Sam Graves

7 Quick Ways to Check if a Website Passes a Color Contrast Check

What is acceptable color contrast, and how do you measure it?

Appropriate color contrast is an essential component of digital accessibility. The right color contrast is especially helpful to people with low vision or color blindness.

Though you can check the contrast ratio between anything in the foreground, including graphics, tables, etc., we focus on text in the foreground for this article.

What is good color contrast?

Good color contrast is achieved when the contrast between the text in the foreground and the background color is greater than the recommended WCAG standard. For WCAG 2.1 AA (the standard Allyant and many other digital accessibility organizations test against), the contrast ratio must be at least 4.5:1 with its background. The higher the number, the higher the contrast and the easier it is to read.

However, there are exceptions to this rule. 

Large text (at least regular 18 pt font or bold 14 pt font) only needs a contrast ratio of 3:1 since large text is generally easier to see than standard text. 

Incidental text, defined as “text or images of text that are part of an inactive user interface component, that are pure decoration, that are not visible to anyone, or that are part of a picture that contains significant other visual content,” does not need to meet any minimum color contrast requirement. 

Brand logos with text, including logos with taglines or slogans, do not need to meet any color contrast requirement.

WCAG 2.1 AA requires non-text elements, including checkboxes, icon buttons, infographics, charts, and graphs) must have a contrast ratio of at least 3:1. This rule does not apply to elements such as focus indicators on text fields, logos, flags, photos, and screenshots.

How do I check if my website meets color contrast requirements?

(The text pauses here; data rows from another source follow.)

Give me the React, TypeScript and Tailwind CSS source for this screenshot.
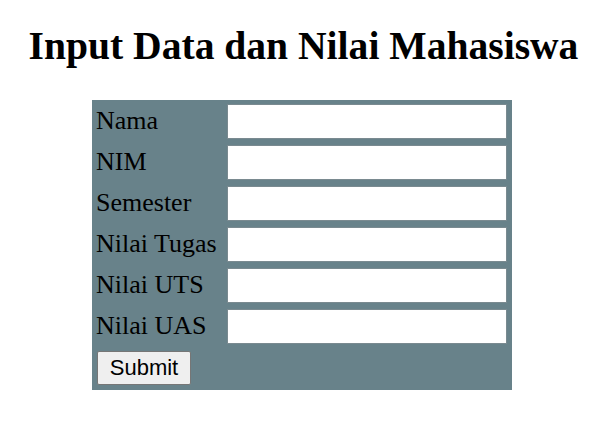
import React from "react";

const labels = ["Nama", "NIM", "Semester", "Nilai Tugas", "Nilai UTS", "Nilai UAS"];

export default function App() {
  return (
    <div className="w-[606px] h-[426px] bg-white" style={{ fontFamily: '"Liberation Serif", "Times New Roman", serif' }}>
      <h1 className="text-center text-[39.6px] font-bold leading-none pt-[27px] pl-[1px] text-black" style={{ fontFamily: '"Liberation Serif", "Times New Roman", serif' }}>
        Input Data dan Nilai Mahasiswa
      </h1>
      <div className="ml-[92px] mt-[33px] w-[420px] bg-[#68828a] pt-[4px] pl-[4px] pr-[5px] pb-[5px]">
        <div className="grid grid-cols-[131px_280px] gap-y-[6px]">
          {labels.map((l) => (
            <React.Fragment key={l}>
              <div className="h-[35px] flex items-center text-[26px] leading-none text-black">{l}</div>
              <input className="h-[35px] w-[280px] bg-white border border-[#7a8a90] outline-none" />
            </React.Fragment>
          ))}
          <div className="pl-[1px] mt-[1px]">
            <button
              className="h-[34px] w-[94px] bg-[#efefef] border border-[#767676] rounded-[2px] text-[22px] text-black leading-none"
              style={{ fontFamily: '"Liberation Sans", Arial, sans-serif' }}
            >
              Submit
            </button>
          </div>
        </div>
      </div>
    </div>
  );
}
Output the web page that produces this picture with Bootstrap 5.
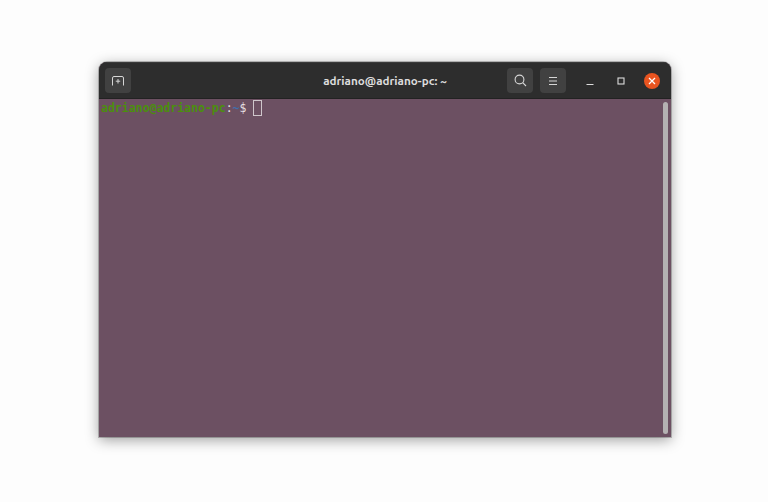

There are various tools available to assess color contrast. Although Allyant suggests a few, all these tools are comparable, so it ultimately comes down to personal preference.

Below is a list of basic but effective color contrast checkers:

  • WebAIMContrast Checker (recommended by Allyant): This is considered the gold standard of contrast checkers. It has a simple interface with real-time contrast ratio calculation. This contrast checker is directly integrated into WebAIM’s WAVE (Web Accessibility Evaluation Tool) browser extension for Google Chrome, Mozilla Firefox, and Microsoft Edge.
  • Color.review (recommended by Allyant): A highly visual, interactive interface that allows you to quickly find WCAG-compliant color combinations after entering foreground and background colors. This tool also calculates contrast ratios in real-time.
  • Who Can Use (recommended by Allyant): A simple but in-depth interface with real-time contrast calculation and visual simulations of 12 different forms of colorblindness and two types of situational vision conditions.
  • Contrast Checker (by Acart Communications): A simple interface with real-time contrast calculation and the ability to save multiple checks in a history. It includes an image color extraction feature directly integrated into the contrast analyzer.
  • Contrast checker (by Nick Colley and Dave House): A simple interface with real-time contrast calculation. Checks for contrast requirements of text and non-text components.
  • Contrast Ratio: A clean interface with real-time contrast calculation. It supports many color formats and allows for real-time adjustment of individual color components using a keyboard.

In addition to these basic color contrast calculators, Allyant recommends Color Check when testing the contrast of text over images. The Color Check tool lets you upload an image or screenshot, and it precisely selects two colors and provides the contrast ratio.

Conclusion

These are just a few tools to assess color contrast. Having web elements that conform to international color contrast standards can go a long way toward helping not only people with low vision or who are colorblind but also others, like people using smartphones in bright sunlight.